## TASK BRIEF
Count every line that includes the string "this" in the entries that follow. Nothing besides the number is needed.

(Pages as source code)

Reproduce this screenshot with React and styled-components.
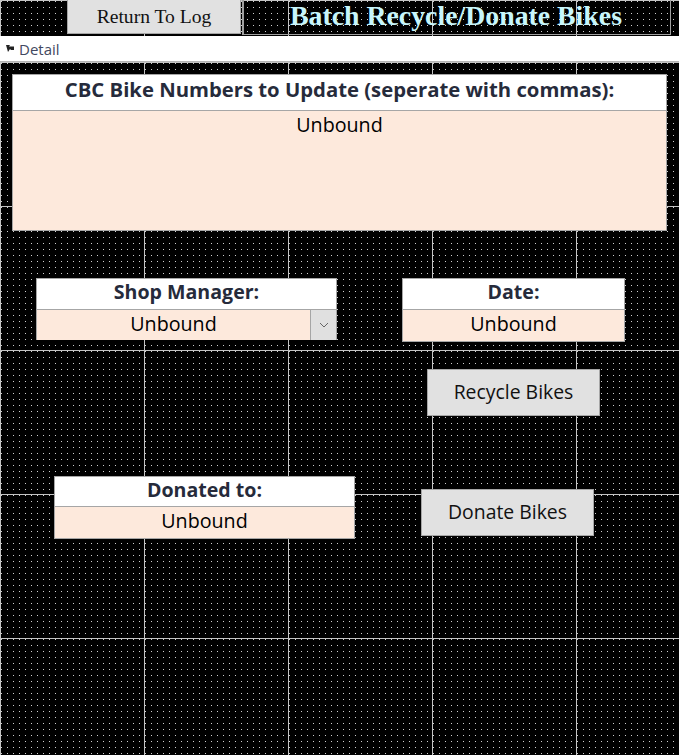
import React from "react";
import styled, { createGlobalStyle } from "styled-components";

const GlobalStyle = createGlobalStyle`
  html, body {
    margin: 0;
    padding: 0;
    background: #000;
  }
  body {
    font-family: "Open Sans", "Noto Sans", sans-serif;
    overflow: hidden;
  }
`;

const Canvas = styled.div`
  width: 679px;
  height: 755px;
  display: flex;
  flex-direction: column;
  overflow: hidden;
`;

// design grid: 1px dots every 6px, light lines every 144px
const Section = styled.div`
  position: relative;
  flex: ${(p) => (p.$grow ? "1" : "none")};
  height: ${(p) => (p.$h ? `${p.$h}px` : "auto")};
  background-color: #000;
  background-image:
    linear-gradient(90deg, #c4c4c4 1px, transparent 1px),
    linear-gradient(180deg, #c4c4c4 1px, transparent 1px),
    conic-gradient(at 1px 1px, transparent 75%, #cfcfcf 0);
  background-size: 144px 144px, 144px 144px, 6px 6px;
  background-position: 0 0, 0 0, 1px 1px;
  background-repeat: repeat;
`;

const SectionBar = styled.div`
  height: 25px;
  flex: none;
  background: #fff;
  border-bottom: 1px solid #b4b4b4;
  display: flex;
  align-items: center;
  gap: 4px;
  padding-left: 5px;
  font-family: "Open Sans", "Noto Sans", sans-serif;
  font-size: 15px;
  color: #424860;
`;

const Placed = styled.div`
  position: absolute;
  left: ${(p) => p.$x}px;
  top: ${(p) => p.$y}px;
  width: ${(p) => p.$w}px;
  box-sizing: border-box;
`;

const SerifButton = styled(Placed)`
  height: ${(p) => p.$h}px;
  background: #e1e1e1;
  border: 1px solid #a6a6a6;
  border-top: none;
  display: flex;
  align-items: center;
  justify-content: center;
  font-family: "Liberation Serif", "Times New Roman", serif;
  font-size: 19.6px;
  color: #111;
`;

const TitleBox = styled(Placed)`
  height: ${(p) => p.$h}px;
  border: 1px solid #a0a0a0;
  border-top: none;
  border-left: 2px solid #a0a0a0;
  display: flex;
  align-items: flex-start;
  padding-left: 46px;
  font-family: "Liberation Serif", "Times New Roman", serif;
  font-weight: 700;
  font-size: 27.8px;
  line-height: 32px;
  color: #c8f6fb;
  white-space: nowrap;
`;

const Field = styled(Placed)`
  border: 1px solid #a6a6a6;
  display: flex;
  flex-direction: column;
  background: #a6a6a6;
  gap: 1px;
`;

const Label = styled.div`
  height: ${(p) => p.$h}px;
  box-sizing: border-box;
  padding-bottom: ${(p) => p.$lift || 4}px;
  background: #fff;
  display: flex;
  align-items: center;
  justify-content: center;
  font-family: "Open Sans", "Noto Sans", sans-serif;
  font-weight: 700;
  font-size: ${(p) => p.$size || 19.6}px;
  line-height: 1;
  color: #262b3b;
  white-space: nowrap;
`;

const Value = styled.div`
  height: ${(p) => p.$h}px;
  box-sizing: border-box;
  padding-bottom: ${(p) => (p.$top ? 0 : 3)}px;
  background: #fde9dc;
  display: flex;
  align-items: ${(p) => (p.$top ? "flex-start" : "center")};
  justify-content: center;
  font-family: "Open Sans", "Noto Sans", sans-serif;
  font-size: 19.7px;
  line-height: 28px;
  color: #000;
`;

const ComboValue = styled.div`
  height: ${(p) => p.$h}px;
  display: grid;
  grid-template-columns: 1fr 25px;
  gap: 1px;
  background: #a6a6a6;
  font-family: "Open Sans", "Noto Sans", sans-serif;
  font-size: 19.7px;
  color: #000;
`;

const ComboText = styled.div`
  background: #fde9dc;
  display: flex;
  align-items: center;
  justify-content: center;
  padding-bottom: 3px;
`;

const ComboButton = styled.div`
  background: #e0e0e0;
  display: flex;
  align-items: center;
  justify-content: center;
`;

const CommandButton = styled(Placed)`
  height: ${(p) => p.$h}px;
  background: #e1e1e1;
  border: 1px solid #a6a6a6;
  display: flex;
  align-items: center;
  justify-content: center;
  padding-bottom: 2px;
  font-family: "Open Sans", "Noto Sans", sans-serif;
  font-size: 19.4px;
  color: #111;
`;

const SectionIcon = () => (
  <svg width="10" height="9" viewBox="0 0 10 9">
    <path d="M1 1 L5 1 L4 2.5 L9 2.5 L9 6 L6 6 L5 5 L3 8 Z" fill="#222" />
  </svg>
);

const Chevron = () => (
  <svg width="10" height="6" viewBox="0 0 10 6">
    <path d="M1 1 L5 5 L9 1" fill="none" stroke="#666" strokeWidth="1" />
  </svg>
);

export default function App() {
  return (
    <Canvas>
      <GlobalStyle />
      <Section $h={36}>
        <SerifButton $x={67} $y={0} $w={174} $h={34}>
          Return To Log
        </SerifButton>
        <TitleBox $x={242} $y={0} $w={429} $h={35}>
          Batch Recycle/Donate Bikes
        </TitleBox>
      </Section>

      <SectionBar>
        <SectionIcon />
        Detail
      </SectionBar>

      <Section $grow>
        <Field $x={12} $y={12} $w={655}>
          <Label $h={35} $lift={6} $size={20.3}>
            CBC Bike Numbers to Update (seperate with commas):
          </Label>
          <Value $h={119} $top>
            Unbound
          </Value>
        </Field>

        <Field $x={36} $y={216} $w={301}>
          <Label $h={30}>Shop Manager:</Label>
          <ComboValue $h={29}>
            <ComboText>Unbound</ComboText>
            <ComboButton>
              <Chevron />
            </ComboButton>
          </ComboValue>
        </Field>

        <Field $x={402} $y={216} $w={223}>
          <Label $h={30}>Date:</Label>
          <Value $h={31}>Unbound</Value>
        </Field>

        <CommandButton $x={427} $y={307} $w={173} $h={47}>
          Recycle Bikes
        </CommandButton>

        <Field $x={54} $y={414} $w={301}>
          <Label $h={29}>Donated to:</Label>
          <Value $h={31}>Unbound</Value>
        </Field>

        <CommandButton $x={421} $y={427} $w={173} $h={47}>
          Donate Bikes
        </CommandButton>
      </Section>
    </Canvas>
  );
}
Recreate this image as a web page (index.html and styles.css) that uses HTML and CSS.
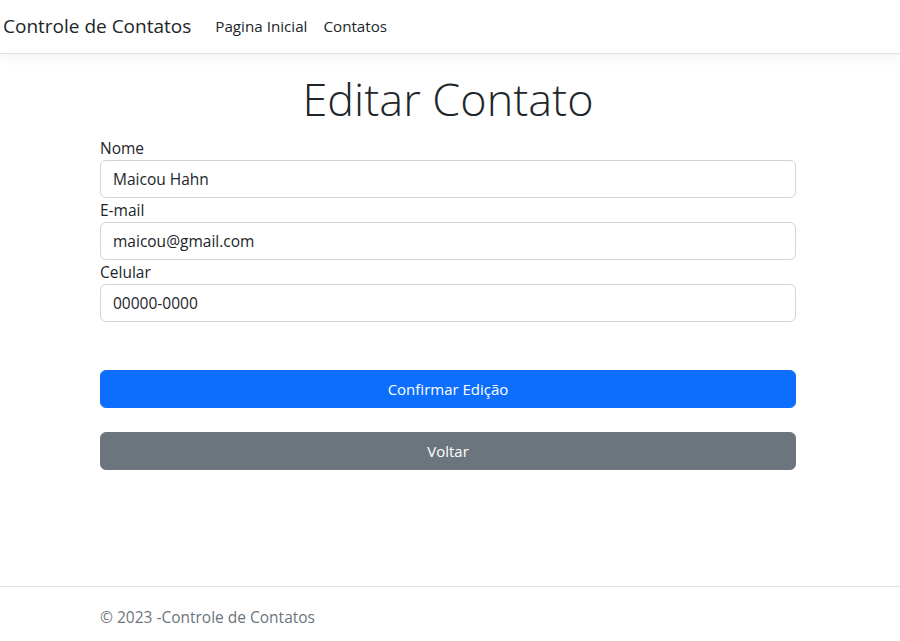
FILE: index.html
```html
<!DOCTYPE html>
<html lang="pt-br">
<head>
<meta charset="utf-8">
<title>Editar Contato - Controle de Contatos</title>
<link rel="stylesheet" href="styles.css">
</head>
<body>
<header class="navbar">
  <a class="brand" href="#">Controle de Contatos</a>
  <nav class="nav">
    <a class="nav-link" href="#">Pagina Inicial</a>
    <a class="nav-link" href="#">Contatos</a>
  </nav>
</header>
<main class="main">
  <div class="container">
    <h1 class="title">Editar Contato</h1>
    <form class="form">
      <div class="field">
        <label class="label" for="nome">Nome</label>
        <input class="input" id="nome" type="text" value="Maicou Hahn">
      </div>
      <div class="field">
        <label class="label" for="email">E-mail</label>
        <input class="input" id="email" type="text" value="maicou@gmail.com">
      </div>
      <div class="field">
        <label class="label" for="celular">Celular</label>
        <input class="input" id="celular" type="text" value="00000-0000">
      </div>
      <div class="actions">
        <button class="btn btn-primary" type="button">Confirmar Edição</button>
        <button class="btn btn-secondary" type="button">Voltar</button>
      </div>
    </form>
  </div>
</main>
<footer class="footer">
  <div class="container">© 2023 -Controle de Contatos</div>
</footer>
</body>
</html>
```
FILE: styles.css
```css
* { box-sizing: border-box; }
html, body { margin: 0; padding: 0; }
body {
  font-family: "Open Sans", "Noto Sans", sans-serif;
  font-size: 15.5px;
  line-height: 24px;
  color: #212529;
  background: #fff;
  width: 900px;
  height: 641px;
  overflow: hidden;
}
a { text-decoration: none; color: #212529; }

.navbar {
  display: flex;
  align-items: center;
  height: 54px;
  padding-left: 3px;
  border-bottom: 1px solid #dee2e6;
  box-shadow: 0 4px 12px rgba(0, 0, 0, 0.05);
}
.brand {
  font-size: 19px;
  line-height: 30px;
  margin-right: 16px;
  padding-bottom: 2px;
}
.nav { display: flex; padding-bottom: 2px; }
.nav-link { padding: 8px; line-height: 24px; font-size: 15.2px; }

.main { height: 532px; padding-top: 16px; padding-right: 4px; }
.container { max-width: 720px; margin: 0 auto; padding: 0 12px; }

.title {
  margin: 0 0 8px;
  text-align: center;
  font-size: 45px;
  font-weight: 300;
  line-height: 57.6px;
}
.form { display: flex; flex-direction: column; }
.field { display: flex; flex-direction: column; }
.label { line-height: 24px; }
.input {
  font: inherit;
  color: #212529;
  height: 38px;
  padding: 6px 12px;
  border: 1px solid #ced4da;
  border-radius: 6px;
  background: #fff;
}
.actions { display: flex; flex-direction: column; gap: 24px; margin-top: 48px; }
.btn {
  font: inherit;
  font-size: 15px;
  height: 38px;
  width: 100%;
  border: 1px solid transparent;
  border-radius: 6px;
  color: #fff;
  cursor: pointer;
}
.btn-primary { background: #0d6efd; border-color: #0d6efd; }
.btn-secondary { background: #6c757d; border-color: #6c757d; }

.footer {
  border-top: 1px solid #dee2e6;
  line-height: 60px;
  color: #6c757d;
  padding-right: 4px;
  white-space: nowrap;
}
```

## WRITTEN RESPONSE
2